I know, I know. It's hardly groundbreaking to highlight the ignorance and incompetence of the Beltway media. We do it a lot here, and there are many, many others who do the same, including some of the finest and most essential voices in the blogosphere. The media give us a lot of material, after all, and, well, it's just so easy.

And so important. Because some in the Beltway media are not just ignorant and incompetent, they're ignorant and incompetent with a pro-Republican agenda. Or, at least, their ignorance and incompetence serves to advance the Republican agenda. This is how Republican propaganda becomes an essential ingredient in the dominant narratives of the Beltway media, the narratives that are spun out to America, much of which is too ignorant, or just too apathetic, to know the difference.

Take Bob Schieffer, for example, one of the most senior of Beltway media figures. On Face the Nation on Sunday, Schieffer, whose closeness to the Bushies has long been established, exposed himself as a moron... again. And there was no excuse. He should have known better.

The issue was reconcilation and health-care reform, and Democratic Sen. Kent Conrad tried to explain that not the entirely of the reform bill would be passed through reconcilation, just certain budget-related elements. Simple enough, but Schieffer didn't get it. Or got it and didn't care, preferring to twist Conrad's words and to feed the Republican guest, Rep. Marsha Blackburn -- and thereby to advance the Republican narrative as the way it supposedly really is.

Jonathan Chait posts the key part of the transcript here. It's fairly long, but here's a key part:

SCHIEFFER: Let me just throw this in because I'm not sure the White House has the same understanding of this that you do. Because the woman, Nancy DeParle, who is, kind of, in charge of Medicare over there at the White House -- I mean, health care, over there at the White House, said this morning on "Meet the Press" she thought that an up-or-down vote would be the way to go on this.

So, obviously, she's talking about trying to do it through reconciliation, Senator.

CONRAD: I'd say this to you, Bob. I have said all year, I am chairman of the committee in the Senate; I think I understand how reconciliation works and how it can't work. The major package of health care reform cannot move through the reconciliation process. It will not work.

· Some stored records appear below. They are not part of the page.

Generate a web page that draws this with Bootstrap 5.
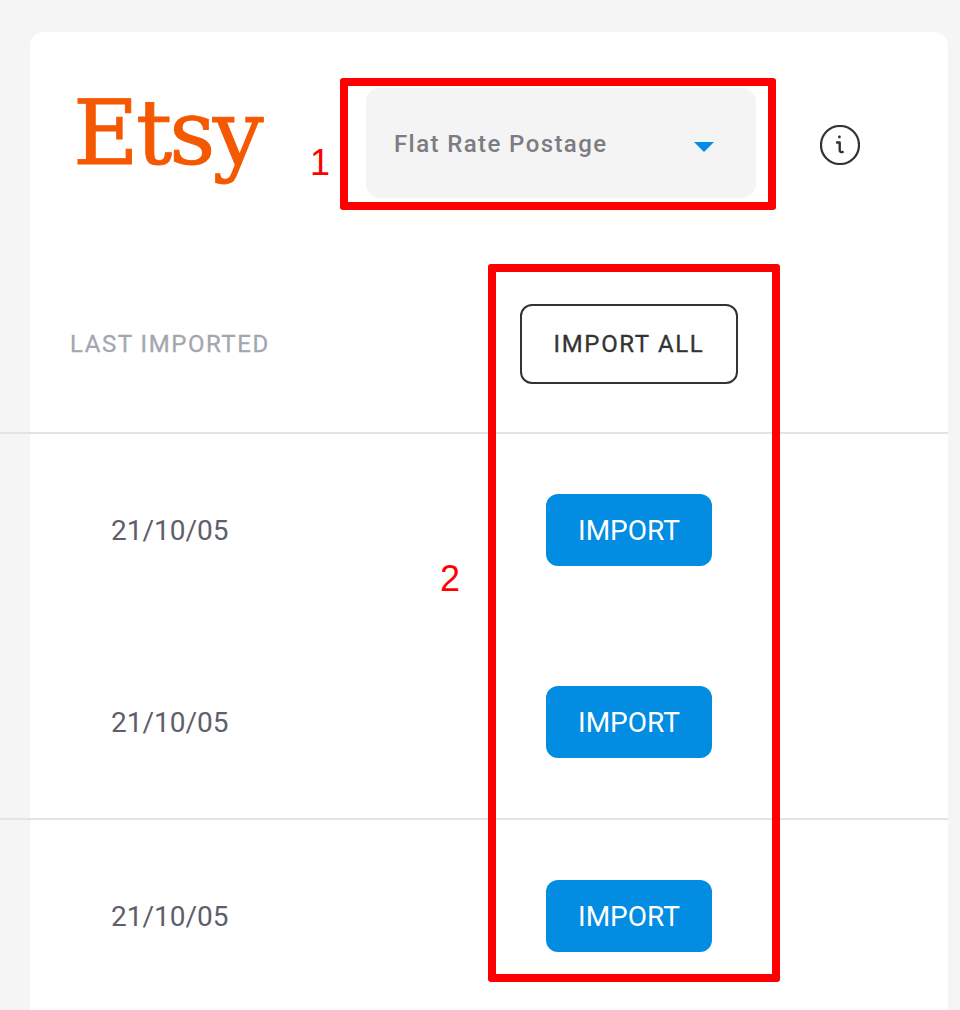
<!DOCTYPE html>
<html lang="en">
<head>
    <meta charset="UTF-8" />
    <meta name="viewport" content="width=device-width, initial-scale=1" />
    <title>Etsy import</title>
    <link href="https://cdn.jsdelivr.net/npm/bootstrap@5.3.0/dist/css/bootstrap.min.css" rel="stylesheet"/>
    <style>
        html, body { height: 1010px; overflow: hidden; }
        body { background: #f5f5f5; font-family: Roboto, sans-serif; position: relative; }
        .panel { margin: 32px 12px 0 30px; height: 978px; background: #fff; border-radius: 14px 14px 0 0; }
        .top-bar { padding-top: 56px; height: 272px; }
        .logo-cell { width: 336px; padding-left: 43px; height: 110px; }
        .etsy-logo { font-family: "DejaVu Serif", serif; font-size: 90px; line-height: 90px; color: #f45800; letter-spacing: -2.8px; -webkit-text-stroke: 0.9px #f45800; }
        .postage-select { width: 390px; height: 110px; background: #f4f4f5; border: 0; border-radius: 14px; padding: 2px 42px 0 28px; color: #7c7c82; font-size: 24px; font-weight: 500; letter-spacing: 1.4px; }
        .caret-down { width: 0; height: 0; border-left: 10px solid transparent; border-right: 10px solid transparent; border-top: 10px solid #038de2; margin-top: 6px; }
        .info-icon { margin: 37px 0 0 64px; }
        .date-col { width: 449px; }
        .action-col { width: 300px; }
        .head-row { height: 128px; }
        .head-label { padding-left: 40px; height: 80px; color: #a3a7ad; font-size: 24px; font-weight: 400; letter-spacing: 1.55px; -webkit-text-stroke: 0.3px #a3a7ad; }
        .import-all { width: 218px; height: 80px; padding: 0; border: 2px solid #333; border-radius: 12px; background: #fff; color: #333; font-size: 24px; font-weight: 400; letter-spacing: 1.65px; -webkit-text-stroke: 0.3px #333; }
        .rule { height: 2px; background: #e4e4e6; margin-left: -30px; }
        .rows { padding: 60px 0; gap: 120px; }
        .date-cell { padding: 2px 0 0 81px; color: #5f5f6b; font-size: 28px; }
        .import-one { width: 166px; height: 72px; padding: 2px 0 0; border: 0; border-radius: 12px; background: #038de2; color: #fff; font-size: 28px; }
        .note-box { position: absolute; border: 8px solid #f00; border-radius: 3px; }
        .note-num { position: absolute; color: #f00; font-family: "Liberation Sans", sans-serif; font-size: 36px; line-height: 40px; }
    </style>
</head>
<body>
<div class="panel">
    <div class="top-bar d-flex align-items-start">
        <div class="logo-cell"><div class="etsy-logo">Etsy</div></div>
        <button type="button" class="postage-select d-flex align-items-center justify-content-between">
            <span>Flat Rate Postage</span>
            <i class="caret-down"></i>
        </button>
        <svg class="info-icon" width="40" height="40" viewBox="0 0 40 40" fill="none" stroke="#333" stroke-width="2.2" stroke-linecap="round" stroke-linejoin="round">
            <circle cx="20" cy="20" r="19"/>
            <path d="M17 17.5h2.7v7.5c0 1.8 1 2.5 3 2" stroke-width="2.4"/>
            <circle cx="19.4" cy="12" r="1.4" fill="#333" stroke="none"/>
        </svg>
    </div>

    <div class="head-row d-flex align-items-start">
        <div class="date-col head-label d-flex align-items-center">LAST IMPORTED</div>
        <div class="action-col d-flex justify-content-center">
            <button type="button" class="btn import-all">IMPORT ALL</button>
        </div>
    </div>
    <div class="rule"></div>

    <div class="rows d-flex flex-column">
        <div class="d-flex align-items-center">
            <div class="date-col date-cell">21/10/05</div>
            <div class="action-col d-flex justify-content-center"><button type="button" class="btn import-one">IMPORT</button></div>
        </div>
        <div class="d-flex align-items-center">
            <div class="date-col date-cell">21/10/05</div>
            <div class="action-col d-flex justify-content-center"><button type="button" class="btn import-one">IMPORT</button></div>
        </div>
    </div>
    <div class="rule"></div>

    <div class="rows d-flex flex-column">
        <div class="d-flex align-items-center">
            <div class="date-col date-cell">21/10/05</div>
            <div class="action-col d-flex justify-content-center"><button type="button" class="btn import-one">IMPORT</button></div>
        </div>
    </div>
</div>

<!-- red annotations on top of the screenshot -->
<div class="note-box" style="left:340px;top:78px;width:436px;height:132px"></div>
<div class="note-box" style="left:488px;top:264px;width:292px;height:718px"></div>
<div class="note-num" style="left:310px;top:143px">1</div>
<div class="note-num" style="left:440px;top:559px">2</div>

<script src="https://cdn.jsdelivr.net/npm/bootstrap@5.3.0/dist/js/bootstrap.bundle.min.js"></script>
</body>
</html>
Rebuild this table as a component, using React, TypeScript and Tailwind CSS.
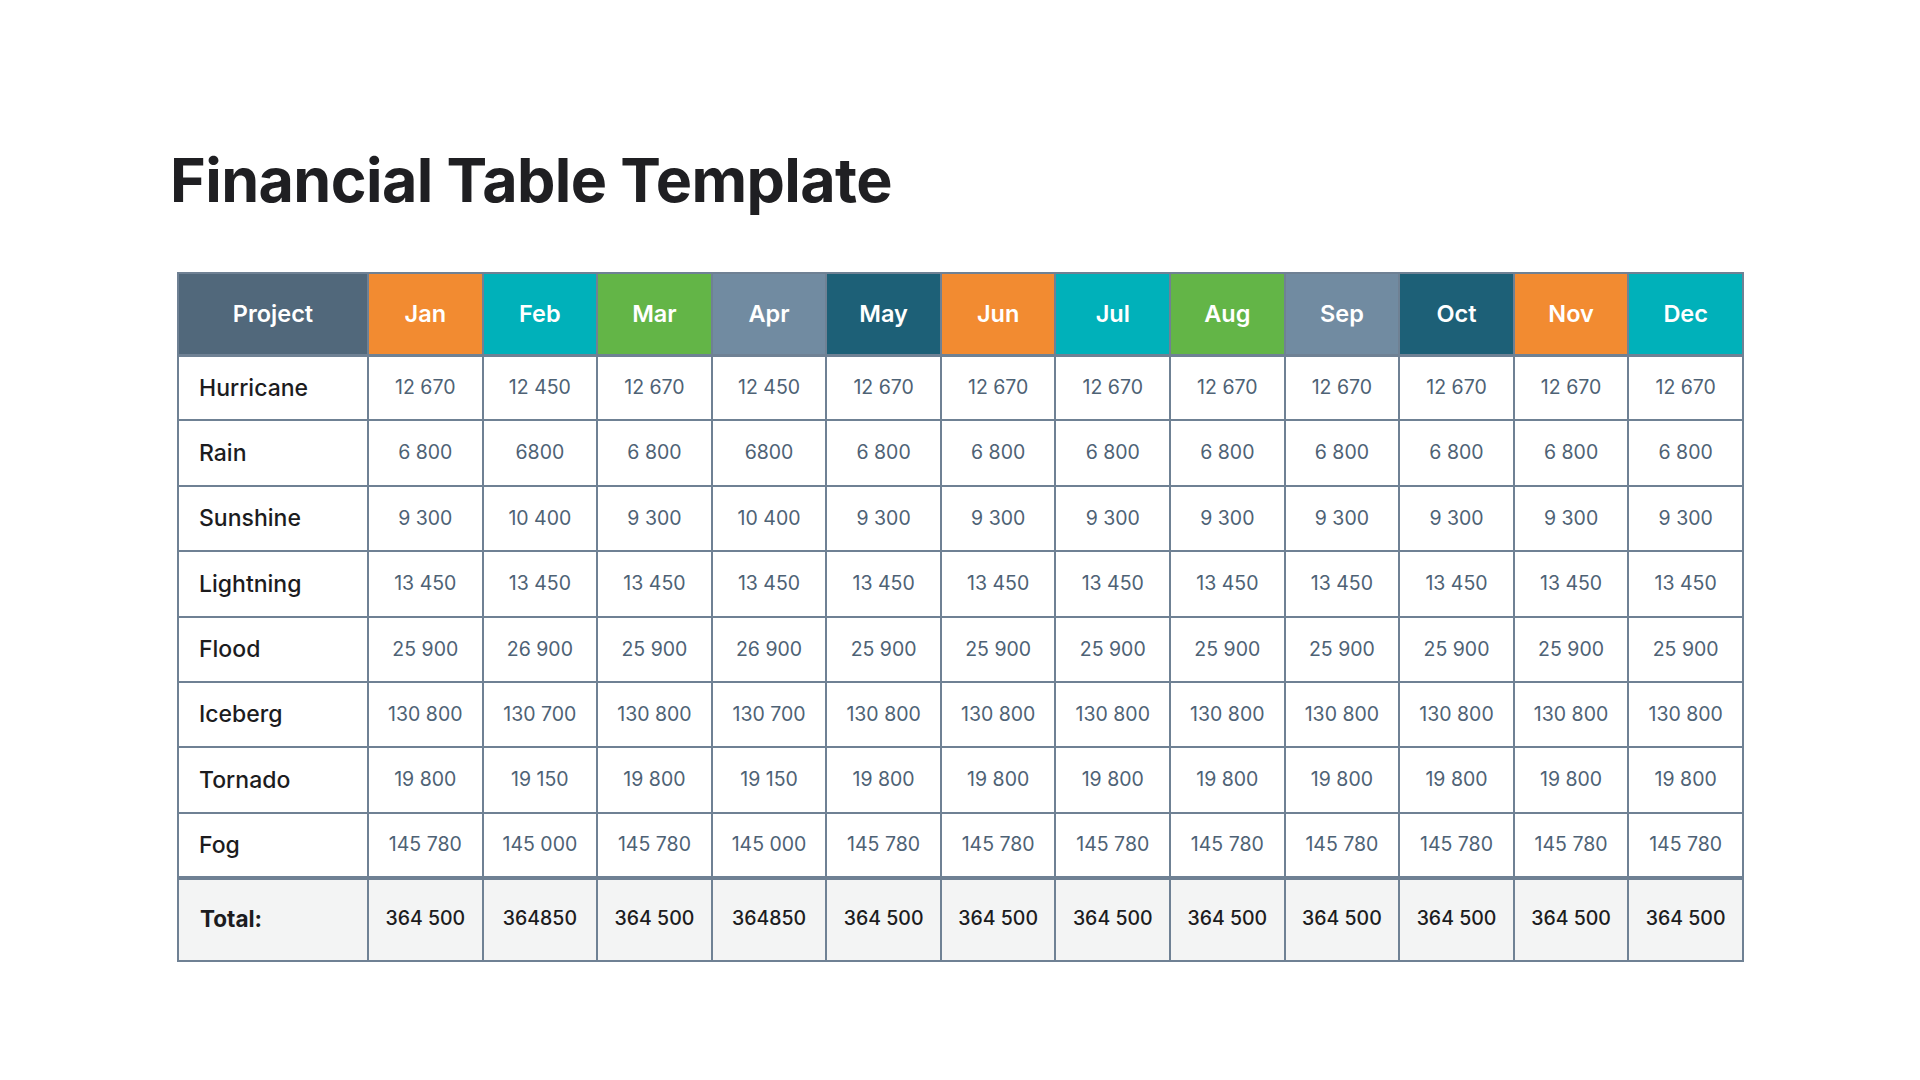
const months = [
  { name: "Jan", bg: "bg-[#f28b31]" },
  { name: "Feb", bg: "bg-[#00b1ba]" },
  { name: "Mar", bg: "bg-[#63b547]" },
  { name: "Apr", bg: "bg-[#718ba1]" },
  { name: "May", bg: "bg-[#1d6077]" },
  { name: "Jun", bg: "bg-[#f28b31]" },
  { name: "Jul", bg: "bg-[#00b1ba]" },
  { name: "Aug", bg: "bg-[#63b547]" },
  { name: "Sep", bg: "bg-[#718ba1]" },
  { name: "Oct", bg: "bg-[#1d6077]" },
  { name: "Nov", bg: "bg-[#f28b31]" },
  { name: "Dec", bg: "bg-[#00b1ba]" },
];

// the second and fourth month differ from the rest in each row
function row(a: string, b: string) {
  return [a, b, a, b, a, a, a, a, a, a, a, a];
}

const rows = [
  { name: "Hurricane", values: row("12 670", "12 450") },
  { name: "Rain", values: row("6 800", "6800") },
  { name: "Sunshine", values: row("9 300", "10 400") },
  { name: "Lightning", values: row("13 450", "13 450") },
  { name: "Flood", values: row("25 900", "26 900") },
  { name: "Iceberg", values: row("130 800", "130 700") },
  { name: "Tornado", values: row("19 800", "19 150") },
  { name: "Fog", values: row("145 780", "145 000") },
];

const totals = row("364 500", "364850");

export default function App() {
  return (
    <div className="w-[1920px] h-[1080px] bg-white font-['Inter','Liberation_Sans',sans-serif] flex flex-col">
      <h1 className="pl-[170px] pt-[142px] text-[61px] leading-[77px] font-bold tracking-[-0.6px] text-[#1f1f22]">
        Financial Table Template
      </h1>

      <table className="ml-[177px] mt-[53px] w-[1567px] table-fixed border-collapse border-2 border-[#6f8194]">
        <colgroup>
          <col className="w-[190px]" />
          {months.map((m) => (
            <col key={m.name} />
          ))}
        </colgroup>
        <thead>
          <tr className="h-[82px] border-b-[3px] border-[#6f8194]">
            <th className="bg-[#51687b] text-white text-[23.5px] font-semibold border-r-2 border-[#6f8194]">
              Project
            </th>
            {months.map((m) => (
              <th
                key={m.name}
                className={`${m.bg} text-white text-[23.5px] font-semibold border-r-2 border-[#6f8194]`}
              >
                {m.name}
              </th>
            ))}
          </tr>
        </thead>
        <tbody>
          {rows.map((r) => (
            <tr key={r.name} className="h-[65.4px] border-b-2 border-[#6f8194]">
              <td className="pl-[20px] text-[23px] font-medium text-[#1c1c1e] border-r-2 border-[#6f8194]">
                {r.name}
              </td>
              {r.values.map((v, i) => (
                <td
                  key={i}
                  className="text-center text-[19.5px] text-[#4e6275] border-r-2 border-[#6f8194]"
                >
                  {v}
                </td>
              ))}
            </tr>
          ))}
          <tr className="h-[83px] bg-[#f3f4f4] border-t-4 border-[#6f8194]">
            <td className="pl-[21px] text-[22.5px] font-bold text-[#1c1c1e] border-r-2 border-[#6f8194] pb-[3px]">
              Total:
            </td>
            {totals.map((v, i) => (
              <td
                key={i}
                className="text-center text-[19.5px] font-medium text-[#1c1c1e] border-r-2 border-[#6f8194] pb-[3px]"
              >
                {v}
              </td>
            ))}
          </tr>
        </tbody>
      </table>
    </div>
  );
}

SCHIEFFER: It will not work?

CONRAD: It will not work because of the Byrd rule which says anything that doesn't score for budget purposes has to be eliminated. That would eliminate all the delivery system reform, all the insurance market reform, all of those things the experts tell us are really the most important parts of this bill.

The only possible role that I can see for reconciliation would be make modest changes in the major package to improve affordability, to deal with what share of Medicaid expansion the federal government pays, those kinds of issues, which is the traditional role for reconciliation in health care.

Conrad didn't do a great job explaining how reconciliation would be used, and for what, but it's clear that he knows what he's talking about and that Schieffer was pushing an alternative view based on misunderstanding or willful misrepresentation.

Does anyone actually remember that both the House and the Senate (with 60 votes) passed reform bills? It's not like they have to go back to square one. The plan -- a very reasonable one (and not at all a perversion of the American way of life and self-government, as Republicans and their media mouthpieces are claiming -- is for the House to pass the Senate bill and for the Senate, through reconcilation, to pass fairly minor patches to improve the bill. That's it. That's what Conrad was saying, and it's what Schieffer and Blackburn either didn't get or pretended not to get.

As Chait opines:

Look, it would be okay for reporters and pundits to be obsessed with what legislative method is employed to pass health care reform if they boned up on the issue. Alternatively, it would be okay for them not to understand it at all if they deemed it an irrelevant issue. (Which, in my opinion, it is.) But obsessed and ignorant makes for a bad combination. 

It was an appalling performance by Schieffer, though hardly an unexpected one. He was just being himself, after all, and like so many of his colleagues.